### Data excerpt
......

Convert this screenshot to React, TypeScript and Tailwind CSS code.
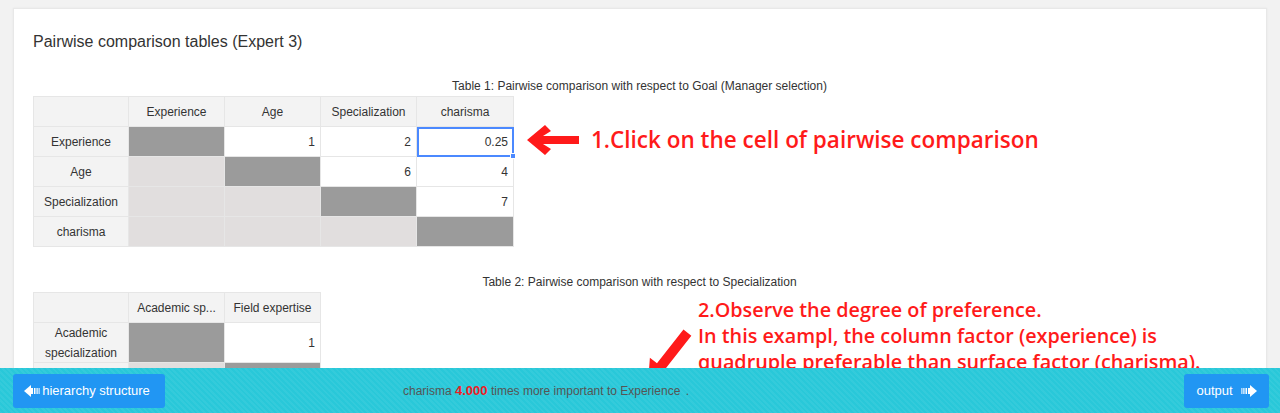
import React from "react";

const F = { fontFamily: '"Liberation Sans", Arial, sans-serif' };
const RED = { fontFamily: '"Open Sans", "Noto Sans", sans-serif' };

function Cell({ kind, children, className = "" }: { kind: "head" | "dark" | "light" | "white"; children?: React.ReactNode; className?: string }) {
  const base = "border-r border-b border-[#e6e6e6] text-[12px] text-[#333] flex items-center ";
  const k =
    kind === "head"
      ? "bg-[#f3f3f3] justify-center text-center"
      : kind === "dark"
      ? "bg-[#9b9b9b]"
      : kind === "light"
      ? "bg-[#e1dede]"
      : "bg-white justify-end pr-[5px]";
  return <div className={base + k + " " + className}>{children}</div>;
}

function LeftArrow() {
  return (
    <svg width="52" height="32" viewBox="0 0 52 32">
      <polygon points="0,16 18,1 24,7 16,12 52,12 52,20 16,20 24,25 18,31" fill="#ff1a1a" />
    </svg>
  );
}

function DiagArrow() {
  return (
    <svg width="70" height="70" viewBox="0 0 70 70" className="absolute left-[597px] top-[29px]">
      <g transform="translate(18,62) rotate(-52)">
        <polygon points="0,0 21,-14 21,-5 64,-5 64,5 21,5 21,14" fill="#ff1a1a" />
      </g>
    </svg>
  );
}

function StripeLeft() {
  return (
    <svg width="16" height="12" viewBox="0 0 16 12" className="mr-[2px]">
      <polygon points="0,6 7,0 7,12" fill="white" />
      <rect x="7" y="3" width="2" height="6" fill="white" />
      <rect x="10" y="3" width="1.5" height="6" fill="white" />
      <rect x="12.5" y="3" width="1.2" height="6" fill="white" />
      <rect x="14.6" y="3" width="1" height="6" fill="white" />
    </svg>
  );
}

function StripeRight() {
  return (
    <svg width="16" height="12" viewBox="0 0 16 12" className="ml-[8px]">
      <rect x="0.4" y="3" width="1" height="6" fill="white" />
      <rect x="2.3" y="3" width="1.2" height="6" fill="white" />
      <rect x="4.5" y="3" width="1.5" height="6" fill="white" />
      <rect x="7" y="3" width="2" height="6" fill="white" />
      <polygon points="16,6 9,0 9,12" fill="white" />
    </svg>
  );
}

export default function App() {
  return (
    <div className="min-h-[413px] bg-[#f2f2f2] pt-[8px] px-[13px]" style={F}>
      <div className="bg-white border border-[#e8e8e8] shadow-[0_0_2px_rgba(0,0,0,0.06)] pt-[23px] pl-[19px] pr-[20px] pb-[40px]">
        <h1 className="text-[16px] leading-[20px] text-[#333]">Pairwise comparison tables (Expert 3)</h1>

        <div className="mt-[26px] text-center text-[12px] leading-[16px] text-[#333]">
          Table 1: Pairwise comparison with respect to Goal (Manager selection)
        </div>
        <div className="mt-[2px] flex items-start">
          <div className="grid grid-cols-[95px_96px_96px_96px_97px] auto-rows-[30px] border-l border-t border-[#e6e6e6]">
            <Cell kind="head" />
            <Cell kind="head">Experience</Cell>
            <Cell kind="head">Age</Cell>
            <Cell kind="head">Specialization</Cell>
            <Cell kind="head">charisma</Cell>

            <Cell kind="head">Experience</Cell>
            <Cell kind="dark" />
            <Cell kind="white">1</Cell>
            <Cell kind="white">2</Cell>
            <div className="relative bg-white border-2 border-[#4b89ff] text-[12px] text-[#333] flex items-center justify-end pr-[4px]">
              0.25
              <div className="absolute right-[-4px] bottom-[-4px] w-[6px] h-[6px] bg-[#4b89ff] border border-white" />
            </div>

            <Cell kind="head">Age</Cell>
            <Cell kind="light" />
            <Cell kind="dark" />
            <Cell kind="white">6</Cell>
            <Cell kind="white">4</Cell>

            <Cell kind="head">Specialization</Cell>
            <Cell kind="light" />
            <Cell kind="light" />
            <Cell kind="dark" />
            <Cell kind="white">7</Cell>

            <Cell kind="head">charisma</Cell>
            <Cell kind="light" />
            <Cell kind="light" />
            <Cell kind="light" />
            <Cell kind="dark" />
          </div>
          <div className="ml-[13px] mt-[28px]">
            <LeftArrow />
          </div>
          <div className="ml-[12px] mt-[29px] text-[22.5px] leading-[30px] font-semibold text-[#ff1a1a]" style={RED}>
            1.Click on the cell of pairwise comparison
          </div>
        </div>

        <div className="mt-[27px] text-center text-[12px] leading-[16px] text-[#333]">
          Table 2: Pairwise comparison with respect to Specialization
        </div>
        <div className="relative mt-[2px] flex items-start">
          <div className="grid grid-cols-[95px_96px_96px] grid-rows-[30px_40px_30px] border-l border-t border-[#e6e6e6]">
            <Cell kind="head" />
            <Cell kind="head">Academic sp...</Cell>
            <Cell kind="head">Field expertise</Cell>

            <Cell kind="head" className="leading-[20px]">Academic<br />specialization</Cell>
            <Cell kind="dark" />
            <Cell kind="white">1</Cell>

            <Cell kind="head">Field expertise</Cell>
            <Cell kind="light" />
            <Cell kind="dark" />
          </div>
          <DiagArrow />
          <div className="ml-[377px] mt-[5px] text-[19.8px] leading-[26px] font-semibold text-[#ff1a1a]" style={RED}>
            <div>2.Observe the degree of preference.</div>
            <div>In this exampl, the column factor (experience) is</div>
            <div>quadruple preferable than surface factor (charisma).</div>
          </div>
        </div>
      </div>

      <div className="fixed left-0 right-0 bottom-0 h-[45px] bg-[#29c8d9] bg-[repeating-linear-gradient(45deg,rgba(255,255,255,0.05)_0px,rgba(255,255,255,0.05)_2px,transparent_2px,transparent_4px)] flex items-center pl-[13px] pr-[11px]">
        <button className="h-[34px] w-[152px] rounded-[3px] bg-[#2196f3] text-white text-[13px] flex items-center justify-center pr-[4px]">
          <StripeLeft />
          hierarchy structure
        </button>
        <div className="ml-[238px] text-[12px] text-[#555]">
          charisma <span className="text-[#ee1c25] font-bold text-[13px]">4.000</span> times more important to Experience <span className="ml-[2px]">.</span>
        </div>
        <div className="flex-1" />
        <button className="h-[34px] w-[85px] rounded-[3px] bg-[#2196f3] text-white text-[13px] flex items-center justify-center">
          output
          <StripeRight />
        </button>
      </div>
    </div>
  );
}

......

### Problem description
Restate the whole listing above exactly, please, omitting every image.

### Solution to this task
Convert this screenshot to React, TypeScript and Tailwind CSS code.
import React from "react";

const F = { fontFamily: '"Liberation Sans", Arial, sans-serif' };
const RED = { fontFamily: '"Open Sans", "Noto Sans", sans-serif' };

function Cell({ kind, children, className = "" }: { kind: "head" | "dark" | "light" | "white"; children?: React.ReactNode; className?: string }) {
  const base = "border-r border-b border-[#e6e6e6] text-[12px] text-[#333] flex items-center ";
  const k =
    kind === "head"
      ? "bg-[#f3f3f3] justify-center text-center"
      : kind === "dark"
      ? "bg-[#9b9b9b]"
      : kind === "light"
      ? "bg-[#e1dede]"
      : "bg-white justify-end pr-[5px]";
  return <div className={base + k + " " + className}>{children}</div>;
}

function LeftArrow() {
  return (
    <svg width="52" height="32" viewBox="0 0 52 32">
      <polygon points="0,16 18,1 24,7 16,12 52,12 52,20 16,20 24,25 18,31" fill="#ff1a1a" />
    </svg>
  );
}

function DiagArrow() {
  return (
    <svg width="70" height="70" viewBox="0 0 70 70" className="absolute left-[597px] top-[29px]">
      <g transform="translate(18,62) rotate(-52)">
        <polygon points="0,0 21,-14 21,-5 64,-5 64,5 21,5 21,14" fill="#ff1a1a" />
      </g>
    </svg>
  );
}

function StripeLeft() {
  return (
    <svg width="16" height="12" viewBox="0 0 16 12" className="mr-[2px]">
      <polygon points="0,6 7,0 7,12" fill="white" />
      <rect x="7" y="3" width="2" height="6" fill="white" />
      <rect x="10" y="3" width="1.5" height="6" fill="white" />
      <rect x="12.5" y="3" width="1.2" height="6" fill="white" />
      <rect x="14.6" y="3" width="1" height="6" fill="white" />
    </svg>
  );
}

function StripeRight() {
  return (
    <svg width="16" height="12" viewBox="0 0 16 12" className="ml-[8px]">
      <rect x="0.4" y="3" width="1" height="6" fill="white" />
      <rect x="2.3" y="3" width="1.2" height="6" fill="white" />
      <rect x="4.5" y="3" width="1.5" height="6" fill="white" />
      <rect x="7" y="3" width="2" height="6" fill="white" />
      <polygon points="16,6 9,0 9,12" fill="white" />
    </svg>
  );
}

export default function App() {
  return (
    <div className="min-h-[413px] bg-[#f2f2f2] pt-[8px] px-[13px]" style={F}>
      <div className="bg-white border border-[#e8e8e8] shadow-[0_0_2px_rgba(0,0,0,0.06)] pt-[23px] pl-[19px] pr-[20px] pb-[40px]">
        <h1 className="text-[16px] leading-[20px] text-[#333]">Pairwise comparison tables (Expert 3)</h1>

        <div className="mt-[26px] text-center text-[12px] leading-[16px] text-[#333]">
          Table 1: Pairwise comparison with respect to Goal (Manager selection)
        </div>
        <div className="mt-[2px] flex items-start">
          <div className="grid grid-cols-[95px_96px_96px_96px_97px] auto-rows-[30px] border-l border-t border-[#e6e6e6]">
            <Cell kind="head" />
            <Cell kind="head">Experience</Cell>
            <Cell kind="head">Age</Cell>
            <Cell kind="head">Specialization</Cell>
            <Cell kind="head">charisma</Cell>

            <Cell kind="head">Experience</Cell>
            <Cell kind="dark" />
            <Cell kind="white">1</Cell>
            <Cell kind="white">2</Cell>
            <div className="relative bg-white border-2 border-[#4b89ff] text-[12px] text-[#333] flex items-center justify-end pr-[4px]">
              0.25
              <div className="absolute right-[-4px] bottom-[-4px] w-[6px] h-[6px] bg-[#4b89ff] border border-white" />
            </div>

            <Cell kind="head">Age</Cell>
            <Cell kind="light" />
            <Cell kind="dark" />
            <Cell kind="white">6</Cell>
            <Cell kind="white">4</Cell>

            <Cell kind="head">Specialization</Cell>
            <Cell kind="light" />
            <Cell kind="light" />
            <Cell kind="dark" />
            <Cell kind="white">7</Cell>

            <Cell kind="head">charisma</Cell>
            <Cell kind="light" />
            <Cell kind="light" />
            <Cell kind="light" />
            <Cell kind="dark" />
          </div>
          <div className="ml-[13px] mt-[28px]">
            <LeftArrow />
          </div>
          <div className="ml-[12px] mt-[29px] text-[22.5px] leading-[30px] font-semibold text-[#ff1a1a]" style={RED}>
            1.Click on the cell of pairwise comparison
          </div>
        </div>

        <div className="mt-[27px] text-center text-[12px] leading-[16px] text-[#333]">
          Table 2: Pairwise comparison with respect to Specialization
        </div>
        <div className="relative mt-[2px] flex items-start">
          <div className="grid grid-cols-[95px_96px_96px] grid-rows-[30px_40px_30px] border-l border-t border-[#e6e6e6]">
            <Cell kind="head" />
            <Cell kind="head">Academic sp...</Cell>
            <Cell kind="head">Field expertise</Cell>

            <Cell kind="head" className="leading-[20px]">Academic<br />specialization</Cell>
            <Cell kind="dark" />
            <Cell kind="white">1</Cell>

            <Cell kind="head">Field expertise</Cell>
            <Cell kind="light" />
            <Cell kind="dark" />
          </div>
          <DiagArrow />
          <div className="ml-[377px] mt-[5px] text-[19.8px] leading-[26px] font-semibold text-[#ff1a1a]" style={RED}>
            <div>2.Observe the degree of preference.</div>
            <div>In this exampl, the column factor (experience) is</div>
            <div>quadruple preferable than surface factor (charisma).</div>
          </div>
        </div>
      </div>

      <div className="fixed left-0 right-0 bottom-0 h-[45px] bg-[#29c8d9] bg-[repeating-linear-gradient(45deg,rgba(255,255,255,0.05)_0px,rgba(255,255,255,0.05)_2px,transparent_2px,transparent_4px)] flex items-center pl-[13px] pr-[11px]">
        <button className="h-[34px] w-[152px] rounded-[3px] bg-[#2196f3] text-white text-[13px] flex items-center justify-center pr-[4px]">
          <StripeLeft />
          hierarchy structure
        </button>
        <div className="ml-[238px] text-[12px] text-[#555]">
          charisma <span className="text-[#ee1c25] font-bold text-[13px]">4.000</span> times more important to Experience <span className="ml-[2px]">.</span>
        </div>
        <div className="flex-1" />
        <button className="h-[34px] w-[85px] rounded-[3px] bg-[#2196f3] text-white text-[13px] flex items-center justify-center">
          output
          <StripeRight />
        </button>
      </div>
    </div>
  );
}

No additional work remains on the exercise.